American Strategy of Winning Trust of Afghan People is High Risk – Tom Coghlan, The Times news analysis. Attacks such as that which killed eight Americans in Nuristan are a risk inherent in a US strategy that prioritises putting soldiers inside Afghan village communities. The American system, developed over the past three years, aims to separate the population from the insurgents and ultimately to win their trust. That means being among the people, rather than remote from them, and giving up the safety of large bases for small combat outposts of a few dozen troops alongside local security forces. These small outposts are built as satellites to larger forward operating bases which provide artillery support. It was a combat outpost and an Afghan police base close by that were attacked in Nuristan. The outposts are vulnerable if the insurgents can attack with surprise and in large numbers. In the mountains of eastern Afghanistan many of the advantages the Nato forces have in equipment are offset by the local conditions.
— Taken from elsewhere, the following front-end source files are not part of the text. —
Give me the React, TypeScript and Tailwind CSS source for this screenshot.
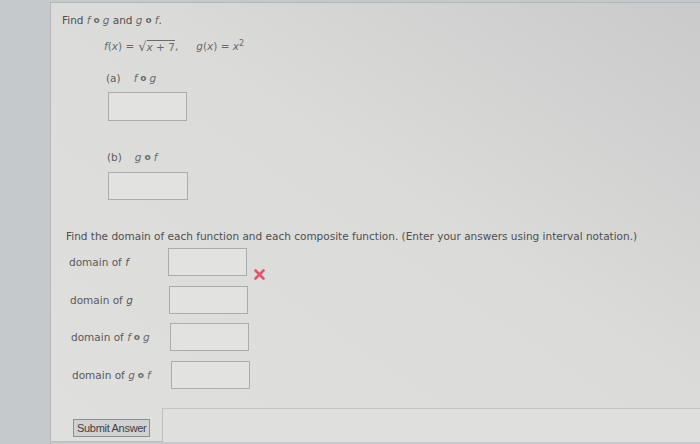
import React from 'react';

const font = { fontFamily: '"DejaVu Sans", Verdana, sans-serif' };

function V({ children }: { children: React.ReactNode }) {
  return <span className="italic">{children}</span>;
}

function Comp({ a, b }: { a: string; b: string }) {
  return (
    <span className="text-[#6b6b6b]">
      <V>{a}</V>
      <span className="mx-[3px] text-[9px] font-bold align-[1px]">o</span>
      <V>{b}</V>
    </span>
  );
}

function Box({ className = '' }: { className?: string }) {
  return <div className={`h-[28px] w-[79px] shrink-0 border border-[#a9adb0] bg-[#e2e2e1] ${className}`} />;
}

function DomainRow({ label, pl, children }: { label: React.ReactNode; pl: string; children?: React.ReactNode }) {
  return (
    <div className={`flex h-[28px] items-center ${pl}`}>
      <div className="w-[99px] text-[#5a5a5a]">{label}</div>
      <Box />
      {children}
    </div>
  );
}

export default function App() {
  return (
    <div className="flex h-[444px] w-[700px] overflow-hidden bg-[#c6c9cb] text-[10.5px] leading-[14px]" style={font}>
      <div className="w-[50px] shrink-0" />
      <div className="mt-[2px] flex flex-1 flex-col border-l border-t border-[#b5b7b8] bg-[linear-gradient(to_bottom_left,#cacaca,#dbdbda_45%,#dfdfde)]">
        <div className="pl-[11px] pt-[10px] text-[#4f4f4f]">
          Find <Comp a="f" b="g" /> and <Comp a="g" b="f" />.
        </div>

        <div className="mt-[12px] flex h-[14px] items-center pl-[53px] text-[#6b6b6b]">
          <span><V>f</V>(<V>x</V>) =</span>
          <span className="ml-[4px] flex items-center">
            <span className="text-[13px] leading-none">√</span>
            <span className="border-t border-[#6b6b6b] leading-[12px]"><V>x</V> + 7</span>
          </span>
          <span>,</span>
          <span className="ml-[18px]"><V>g</V>(<V>x</V>) = <V>x</V><sup className="text-[8px]">2</sup></span>
        </div>

        <div className="mt-[18px] pl-[55px] text-[#5f5f5f]">
          (a)<span className="ml-[13px]"><Comp a="f" b="g" /></span>
        </div>
        <Box className="ml-[57px] mt-[7px] !h-[29px] !w-[79px]" />

        <div className="mt-[29px] pl-[56px] text-[#5f5f5f]">
          (b)<span className="ml-[13px]"><Comp a="g" b="f" /></span>
        </div>
        <Box className="ml-[57px] mt-[8px] !w-[80px]" />

        <div className="mt-[29px] pl-[15px] text-[#4f4f4f]">
          Find the domain of each function and each composite function. (Enter your answers using interval notation.)
        </div>

        <div className="mt-[5px] flex flex-col gap-[9.5px]">
          <DomainRow label={<>domain of <V>f</V></>} pl="pl-[18px]">
            <svg className="relative top-[12px] ml-[7px]" width="11" height="11" viewBox="0 0 11 11">
              <path d="M1.5 1.5 L9.5 9.5 M9.5 1.5 L1.5 9.5" stroke="#e0566e" strokeWidth="2.6" strokeLinecap="round" />
            </svg>
          </DomainRow>
          <DomainRow label={<>domain of <V>g</V></>} pl="pl-[19px]" />
          <DomainRow label={<>domain of <Comp a="f" b="g" /></>} pl="pl-[20px]" />
          <DomainRow label={<>domain of <Comp a="g" b="f" /></>} pl="pl-[21px]" />
        </div>

        <div className="mt-[19px] flex flex-1">
          <div className="w-[112px] border-b border-r border-[#bdbebe] pl-[22px] pt-[11px]">
            <button
              className="h-[18px] border border-[#8e8f90] bg-[#d2d2d2] px-[3px] text-[11px] leading-[16px] tracking-[-0.3px] text-[#3f3f3f]"
              style={{ fontFamily: '"Liberation Sans", Arial, sans-serif' }}
            >
              Submit Answer
            </button>
          </div>
          <div className="flex-1 border-t border-[#c3c4c4] bg-[#dfdfde]" />
        </div>
        <div className="h-[2px] bg-[#c6c9cb]" />
      </div>
    </div>
  );
}
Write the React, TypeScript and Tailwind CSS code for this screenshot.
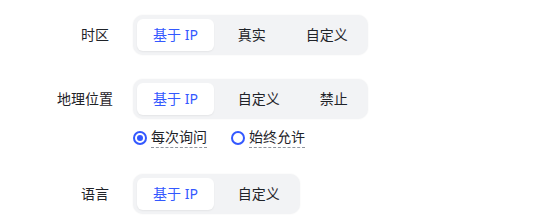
import { useState } from "react";

type Opt = { value: string; label: string };

function Segmented({
  options,
  value,
  onChange,
}: {
  options: Opt[];
  value: string;
  onChange: (v: string) => void;
}) {
  return (
    <div className="inline-flex gap-2 p-1 rounded-[10px] bg-[#f2f3f5] shadow-[0_0_2px_rgba(0,0,0,0.06)]">
      {options.map((o) => (
        <button
          key={o.value}
          onClick={() => onChange(o.value)}
          className={
            o.value === value
              ? "h-8 px-4 rounded-[6px] bg-white text-[#3358ff] text-sm leading-8 whitespace-nowrap shadow-[0_1px_2px_rgba(0,0,0,0.06)]"
              : "h-8 px-4 rounded-[6px] text-[#1f2329] text-sm leading-8 whitespace-nowrap"
          }
        >
          {o.label}
        </button>
      ))}
    </div>
  );
}

function Radio({ checked, label, onClick }: { checked: boolean; label: string; onClick: () => void }) {
  return (
    <label className="flex items-center gap-1 cursor-pointer" onClick={onClick}>
      <span className="w-[14px] h-[14px] rounded-full border-2 border-[#3358ff] flex items-center justify-center">
        {checked && <span className="w-[6px] h-[6px] rounded-full bg-[#3358ff]" />}
      </span>
      <span className="text-sm leading-5 text-[#1f2329] border-b border-dashed border-[#8f959e]">{label}</span>
    </label>
  );
}

function Row({ label, children }: { label: string; children: React.ReactNode }) {
  return (
    <div className="flex items-center">
      <div className="w-[52px] mr-6 text-right whitespace-nowrap text-sm text-[#1f2329]">{label}</div>
      {children}
    </div>
  );
}

export default function App() {
  const [tz, setTz] = useState("ip");
  const [geo, setGeo] = useState("ip");
  const [ask, setAsk] = useState("ask");
  const [lang, setLang] = useState("ip");

  return (
    <div
      className="w-[560px] h-[224px] bg-white pt-[15px] pl-[57px]"
      style={{ fontFamily: '"Noto Sans", "Noto Sans CJK SC", sans-serif' }}
    >
      <Row label="时区">
        <Segmented
          value={tz}
          onChange={setTz}
          options={[
            { value: "ip", label: "基于 IP" },
            { value: "real", label: "真实" },
            { value: "custom", label: "自定义" },
          ]}
        />
      </Row>
      <div className="mt-6">
        <Row label="地理位置">
          <Segmented
            value={geo}
            onChange={setGeo}
            options={[
              { value: "ip", label: "基于 IP" },
              { value: "custom", label: "自定义" },
              { value: "off", label: "禁止" },
            ]}
          />
        </Row>
        <div className="flex items-center gap-6 mt-2 ml-[76px]">
          <Radio checked={ask === "ask"} label="每次询问" onClick={() => setAsk("ask")} />
          <Radio checked={ask === "allow"} label="始终允许" onClick={() => setAsk("allow")} />
        </div>
      </div>
      <div className="mt-[26px]">
        <Row label="语言">
          <Segmented
            value={lang}
            onChange={setLang}
            options={[
              { value: "ip", label: "基于 IP" },
              { value: "custom", label: "自定义" },
            ]}
          />
        </Row>
      </div>
    </div>
  );
}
Nuristan is at high altitude and air cover can be affected at this time of year by the onset of winter. The first snows usually fall at the end of October. The insurgents in the region tend to include highly competent foreign elements with al-Qaeda links as well as Pakistani militants, operating from groups originally trained by the Pakistani Army to fight India in Kashmir, such as Lashkar-e-Toiba. The insurgents operate from safe havens just across the border in Pakistan and enjoy short resupply lines. The steep, wooded valleys mean that they can often get close to US bases without detection, and can routinely overlook American positions from surrounding mountains.